A nova proclamação de Cristo deve brotar duma renovação interior da Igreja e, vice-versa, toda a renovação na Igreja há-de ter como alvo a missão, para não cair vítima duma espécie de introversão eclesial. Cada aspecto da missão da Igreja no mundo deve partir duma renovação que derive da contemplação do rosto de Cristo.(71) Esta renovação, por sua vez, faz surgir novas estratégias pastorais. A tal respeito, a Assembleia Especial convidou as comunidades locais a contribuírem para a nova evangelização, cultivando um espírito de fraternidade nas suas liturgias e nas suas actividades sociais e apostólicas, abeirando-se dos católicos não praticantes ou afastados, reforçando a identidade das escolas católicas, oferecendo aos adultos oportunidades de crescer na fé através de programas de estudo e formação, ensinando e explicando de maneira eficaz a doutrina católica àqueles que estão fora da comunidade cristã, e procurando que a doutrina social da Igreja influa sobre a vida pública da Oceânia.(72) Em consequência destas e doutras iniciativas, o Evangelho poderá ser apresentado com maior convicção à sociedade e influenciar mais profundamente a sua cultura.

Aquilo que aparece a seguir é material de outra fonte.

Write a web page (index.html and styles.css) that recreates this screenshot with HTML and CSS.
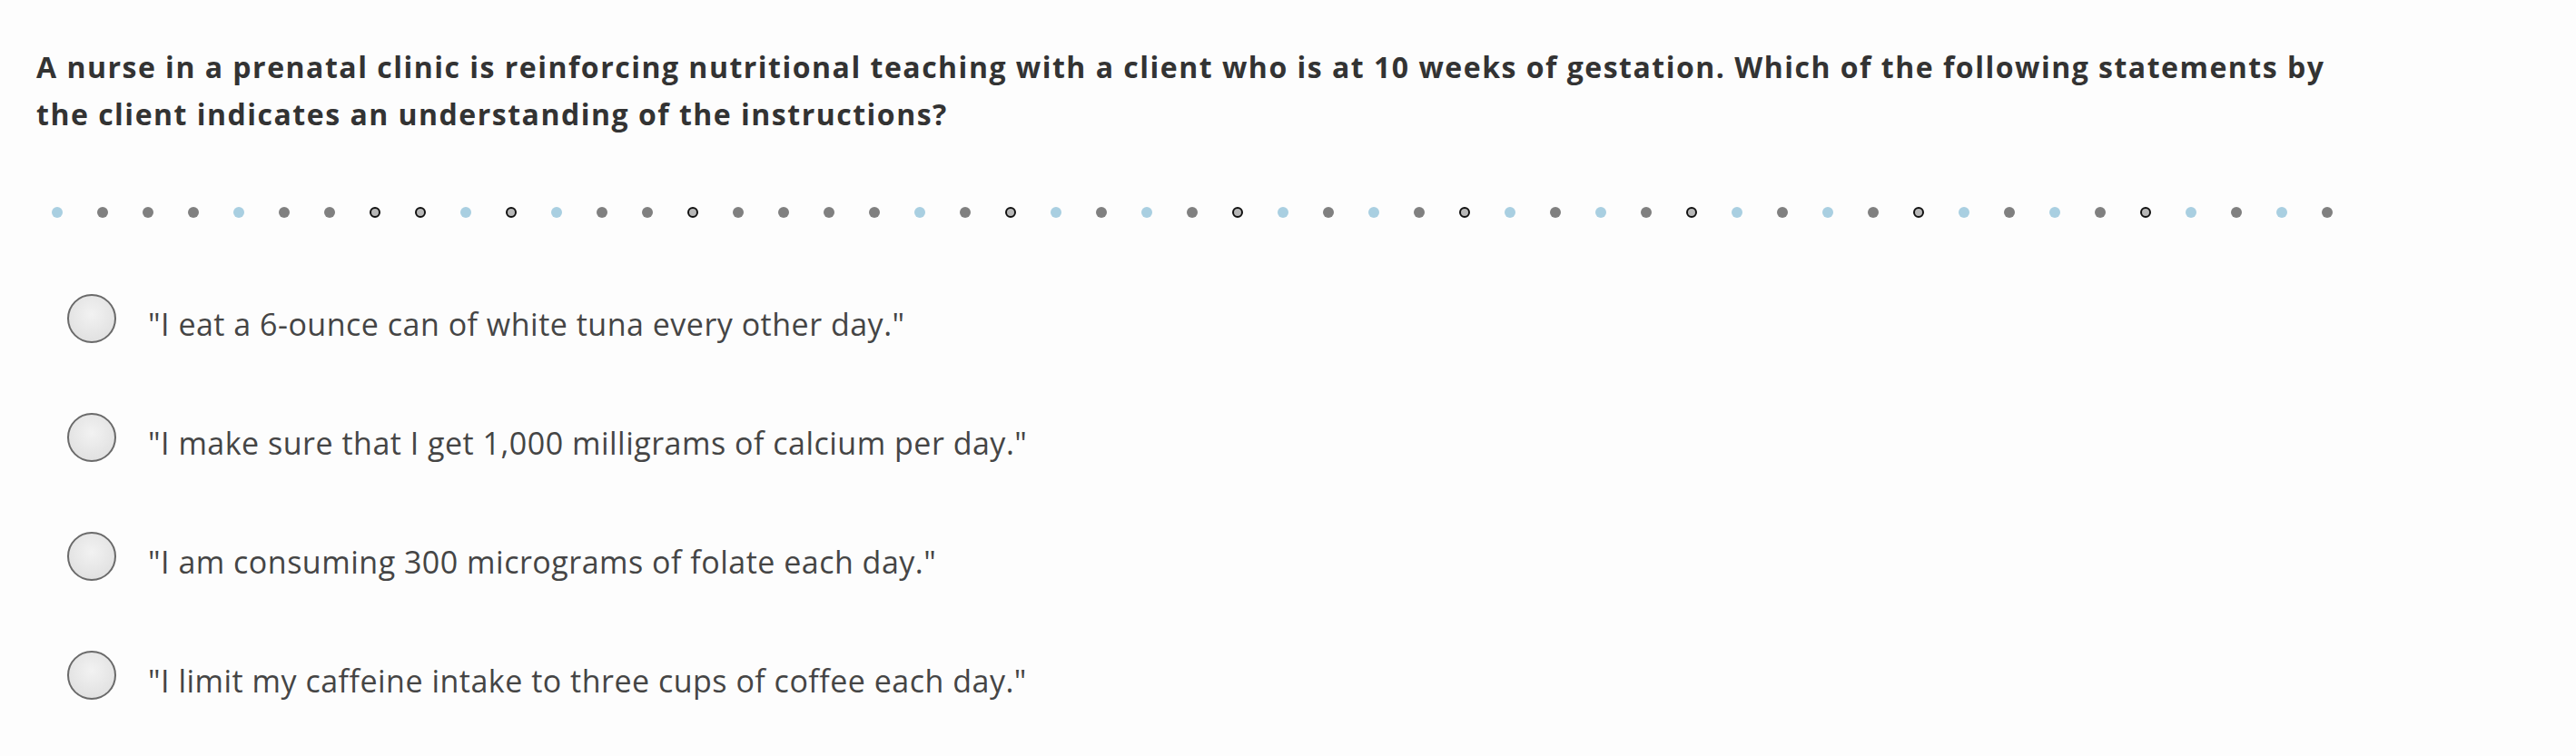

Os primeiros cristãos foram impelidos pelo Espírito Santo a crerem em Cristo, proclamando-O como o único Salvador do mundo enviado pelo Pai. Em todo o tempo, o verdadeiro agente da renovação e evangelização é o Espírito Santo, que seguramente não deixará de ajudar a Igreja a encontrar agora, numa sociedade em rápida mutação, as energias evangelizadoras e os meios necessários. E a nova evangelização há-de proporcionar aos povos da Oceânia os mesmos frutos maravilhosos do Espírito Santo que saborearam os primeiros cristãos, quando encontraram o Senhor ressuscitado e receberam o dom do seu amor, que é ainda mais forte do que a morte.